Where is the work that examines why Australia chooses a story of epic failure as its national legend? Or what the story means – if anything – to the quarter of Australians born overseas and the many more whose families migrated in the mid- 20th Century, including 25,000 Turkish Australians?

With the approaching centenary in 2015, the obsession with Gallipoli is reaching fever pitch. The Gallipoli Art Prize was founded in 2006 as an annual $20,000 acquisitive award leading up to the centenary. The award asks artists to reflect on ‘loyalty, respect, love of country, courage and comradeship’. These are fine values but they have mostly found recognition in fairly traditional work filled with poppies, flags and uniforms, as the finalists below illustrate.

 

Aliyah Kadic, What makes me proud?

  

Garry Dolan, Quick Mum, Over Here, I Think I Have Found Him

  

Robert Keen, Generation Three 

This year’s winner: Dog of War by Peter Wegner has a certain poignancy. But as an anti-war statement it has none of the power of, say, Alex Setton’s marble folded flags Six More, commemorating Australian soldiers killed in Afghanistan.


Peter Wegner, ‘Dog of War’, Winner of the 2013 Gallipoli Prize

  


‘Six More’ by Alex Setton, Australian War Memorial

I’d venture to suggest that the jingoistic nature of much Gallipoli art is a direct result of the way the Gallipoli narrative has been subverted into a national folktale. I don’t hold out much hope that these films will do anything different.

As storytellers, filmmakers like other creative artists do not merely illustrate our stories they decide what our stories are. Gallipoli is a story that defines this perspective as male, white, physical and anti-authoritarian. The ABC’s ANZAC Girls at least proposes to push one of these parameters but it still gives focus to the same period and perspective.

We are getting much better at finding and telling great Australian stories about what happens in our time and place and, of course, course most Australian stories happen in Australia and, excepting Indigenous stories, most are quite recent.

But it is also time we acknowledged the complex and varied nature of the ‘offshore history’ which plays into our identity.

Just 10 years ago, in 1993, Frank Moorhouse’s novel Grand Days was ruled ineligible for the Miles Franklin award because it was held not to meet the terms of Miles Franklin’s will which requires the winning work to ‘present Australian Life in any of its phases’. Grand Days is about an Australian diplomat working at the newly founded League of Nations and has a great deal to say about Australia on the world stage in the years after World War I but its language is the subtle power-play of diplomacy not the muscularity of the battlefield. (Moorhouse won when he brought Grand Day’ heroine Edith Campbell Berry home in The Dark Palace, in my opinion an inferior work).
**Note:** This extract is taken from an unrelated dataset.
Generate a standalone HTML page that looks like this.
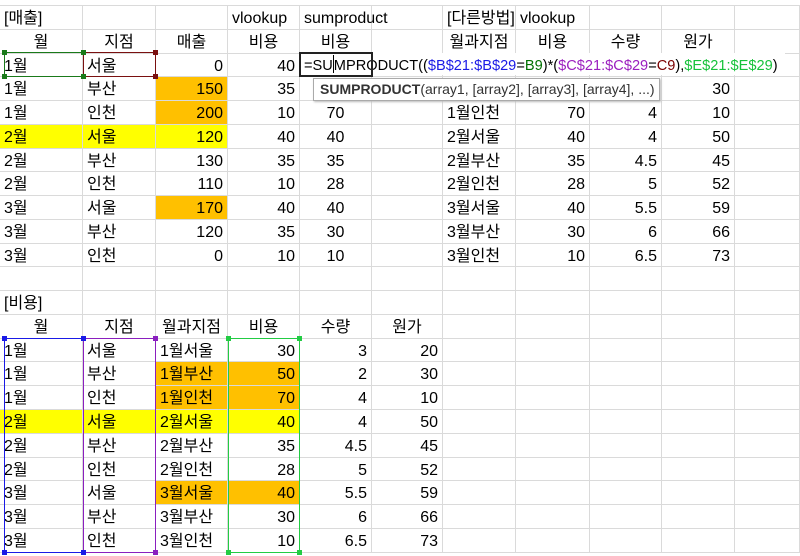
<!DOCTYPE html><html><head><meta charset="utf-8"><style>
*{margin:0;padding:0;box-sizing:border-box}
body{width:800px;height:556px;overflow:hidden;background:#fff;position:relative;font-family:"Liberation Sans","Noto Sans CJK KR",sans-serif;font-size:16px;color:#000}
#g{position:absolute;left:0;top:5px;width:800px;border-top:1px solid #dadada}
.r{display:flex;height:23.78px;border-bottom:1px solid #dadada}
.r>div{flex:none;border-right:1px solid #dadada;padding:1px 4px 0;line-height:23px;white-space:nowrap;overflow:visible}
.r>div:nth-child(1){width:83px}.r>div:nth-child(2){width:73px}.r>div:nth-child(3){width:72px}
.r>div:nth-child(4){width:72px}.r>div:nth-child(5){width:72px}.r>div:nth-child(6){width:71px}
.r>div:nth-child(7){width:73px}.r>div:nth-child(8){width:74px}.r>div:nth-child(9){width:72px}
.r>div:nth-child(10){width:73px}.r>div:nth-child(11){width:65px}
.c{text-align:center}.n{text-align:right}
.o{background:#ffc000}.y{background:#ffff00}
.bx{position:absolute;border:1px solid}
.h{position:absolute;width:5px;height:5px}
</style></head><body>
<div id="g">
<div class="r"><div>[매출]</div><div></div><div></div><div>vlookup</div><div>sumproduct</div><div></div><div>[다른방법]</div><div>vlookup</div><div></div><div></div><div></div></div>
<div class="r"><div class="c">월</div><div class="c">지점</div><div class="c">매출</div><div class="c">비용</div><div class="c">비용</div><div></div><div class="c">월과지점</div><div class="c">비용</div><div class="c">수량</div><div class="c">원가</div><div></div></div>
<div class="r"><div>1월</div><div>서울</div><div class="n">0</div><div class="n">40</div><div></div><div></div><div></div><div></div><div></div><div></div><div></div></div>
<div class="r"><div>1월</div><div>부산</div><div class="n o">150</div><div class="n">35</div><div></div><div></div><div></div><div></div><div></div><div class="n">30</div><div></div></div>
<div class="r"><div>1월</div><div>인천</div><div class="n o">200</div><div class="n">10</div><div class="c">70</div><div></div><div>1월인천</div><div class="n">70</div><div class="n">4</div><div class="n">10</div><div></div></div>
<div class="r"><div class="y">2월</div><div class="y">서울</div><div class="n y">120</div><div class="n">40</div><div class="c">40</div><div></div><div>2월서울</div><div class="n">40</div><div class="n">4</div><div class="n">50</div><div></div></div>
<div class="r"><div>2월</div><div>부산</div><div class="n">130</div><div class="n">35</div><div class="c">35</div><div></div><div>2월부산</div><div class="n">35</div><div class="n">4.5</div><div class="n">45</div><div></div></div>
<div class="r"><div>2월</div><div>인천</div><div class="n">110</div><div class="n">10</div><div class="c">28</div><div></div><div>2월인천</div><div class="n">28</div><div class="n">5</div><div class="n">52</div><div></div></div>
<div class="r"><div>3월</div><div>서울</div><div class="n o">170</div><div class="n">40</div><div class="c">40</div><div></div><div>3월서울</div><div class="n">40</div><div class="n">5.5</div><div class="n">59</div><div></div></div>
<div class="r"><div>3월</div><div>부산</div><div class="n">120</div><div class="n">35</div><div class="c">30</div><div></div><div>3월부산</div><div class="n">30</div><div class="n">6</div><div class="n">66</div><div></div></div>
<div class="r"><div>3월</div><div>인천</div><div class="n">0</div><div class="n">10</div><div class="c">10</div><div></div><div>3월인천</div><div class="n">10</div><div class="n">6.5</div><div class="n">73</div><div></div></div>
<div class="r"><div></div><div></div><div></div><div></div><div></div><div></div><div></div><div></div><div></div><div></div><div></div></div>
<div class="r"><div>[비용]</div><div></div><div></div><div></div><div></div><div></div><div></div><div></div><div></div><div></div><div></div></div>
<div class="r"><div class="c">월</div><div class="c">지점</div><div class="c">월과지점</div><div class="c">비용</div><div class="c">수량</div><div class="c">원가</div><div></div><div></div><div></div><div></div><div></div></div>
<div class="r"><div>1월</div><div>서울</div><div>1월서울</div><div class="n">30</div><div class="n">3</div><div class="n">20</div><div></div><div></div><div></div><div></div><div></div></div>
<div class="r"><div>1월</div><div>부산</div><div class="o">1월부산</div><div class="n o">50</div><div class="n">2</div><div class="n">30</div><div></div><div></div><div></div><div></div><div></div></div>
<div class="r"><div>1월</div><div>인천</div><div class="o">1월인천</div><div class="n o">70</div><div class="n">4</div><div class="n">10</div><div></div><div></div><div></div><div></div><div></div></div>
<div class="r"><div class="y">2월</div><div class="y">서울</div><div class="y">2월서울</div><div class="n y">40</div><div class="n">4</div><div class="n">50</div><div></div><div></div><div></div><div></div><div></div></div>
<div class="r"><div>2월</div><div>부산</div><div>2월부산</div><div class="n">35</div><div class="n">4.5</div><div class="n">45</div><div></div><div></div><div></div><div></div><div></div></div>
<div class="r"><div>2월</div><div>인천</div><div>2월인천</div><div class="n">28</div><div class="n">5</div><div class="n">52</div><div></div><div></div><div></div><div></div><div></div></div>
<div class="r"><div>3월</div><div>서울</div><div class="o">3월서울</div><div class="n o">40</div><div class="n">5.5</div><div class="n">59</div><div></div><div></div><div></div><div></div><div></div></div>
<div class="r"><div>3월</div><div>부산</div><div>3월부산</div><div class="n">30</div><div class="n">6</div><div class="n">66</div><div></div><div></div><div></div><div></div><div></div></div>
<div class="r"><div>3월</div><div>인천</div><div>3월인천</div><div class="n">10</div><div class="n">6.5</div><div class="n">73</div><div></div><div></div><div></div><div></div><div></div></div>
</div>
<div style="position:absolute;left:301px;top:53px;width:484px;height:22px;background:#fff"></div>
<div style="position:absolute;left:304px;top:54px;line-height:21px;white-space:nowrap;font-size:14.6px;padding-top:1px">=SU<span style="display:inline-block;width:1px;height:18px;background:#000;vertical-align:-3px"></span>MPRODUCT((<span style="color:#1a1ae6">$B$21:$B$29</span>=<span style="color:#007000">B9</span>)*(<span style="color:#9b1fbf">$C$21:$C$29</span>=<span style="color:#7a0000">C9</span>),<span style="color:#16c23a">$E$21:$E$29</span>)</div>
<div class="bx" style="left:299px;top:52px;width:74px;height:25px;border:2px solid #222"></div>
<div style="position:absolute;left:313px;top:78px;width:347px;height:23px;background:#fff;border:1px solid #aaa;box-shadow:1px 1px 2px #bbb;font-size:14px;line-height:21px;padding-left:6px;white-space:nowrap;color:#333"><b>SUMPRODUCT</b>(array1, [array2], [array3], [array4], ...)</div>
<div class="bx" style="left:4px;top:52px;width:80px;height:25px;border-color:#1a7a1a"></div>
<div class="bx" style="left:83px;top:52px;width:73px;height:25px;border-color:#7a1010"></div>
<div class="h" style="left:2px;top:50px;background:#1a7a1a"></div><div class="h" style="left:81px;top:50px;background:#1a7a1a"></div><div class="h" style="left:2px;top:74px;background:#1a7a1a"></div><div class="h" style="left:81px;top:74px;background:#1a7a1a"></div>
<div class="h" style="left:153px;top:50px;background:#7a1010"></div><div class="h" style="left:153px;top:74px;background:#7a1010"></div>
<div class="bx" style="left:4px;top:338px;width:80px;height:215px;border-color:#1a1ae6"></div>
<div class="bx" style="left:83px;top:338px;width:73px;height:215px;border-color:#8a1fbf"></div>
<div class="bx" style="left:228px;top:338px;width:72px;height:215px;border-color:#22cc44"></div>
<div class="h" style="left:2px;top:336px;background:#1a1ae6"></div><div class="h" style="left:81px;top:336px;background:#1a1ae6"></div><div class="h" style="left:2px;top:550px;background:#1a1ae6"></div><div class="h" style="left:81px;top:550px;background:#1a1ae6"></div>
<div class="h" style="left:153px;top:336px;background:#8a1fbf"></div><div class="h" style="left:153px;top:550px;background:#8a1fbf"></div>
<div class="h" style="left:226px;top:336px;background:#22cc44"></div><div class="h" style="left:297px;top:336px;background:#22cc44"></div><div class="h" style="left:226px;top:550px;background:#22cc44"></div><div class="h" style="left:297px;top:550px;background:#22cc44"></div>
</body></html>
Significantly last year the Miles Franklin went to Anna Funder’s wonderful work All That I Am, a thoroughly European story told through the eyes of a migrant Australian. I applaud this change. It’s time we realised that Gallipoli is not the only slice of Australian life played out on foreign soil.

A mature country has multiple narratives, reflecting the histories not just of those whose grandparents fought with the ANZACs but also those who fought different battles – or even fought on the other side.

The last World War I ANZAC died 10 years ago. Maybe the centenary is a good time to turn our attention to other histories.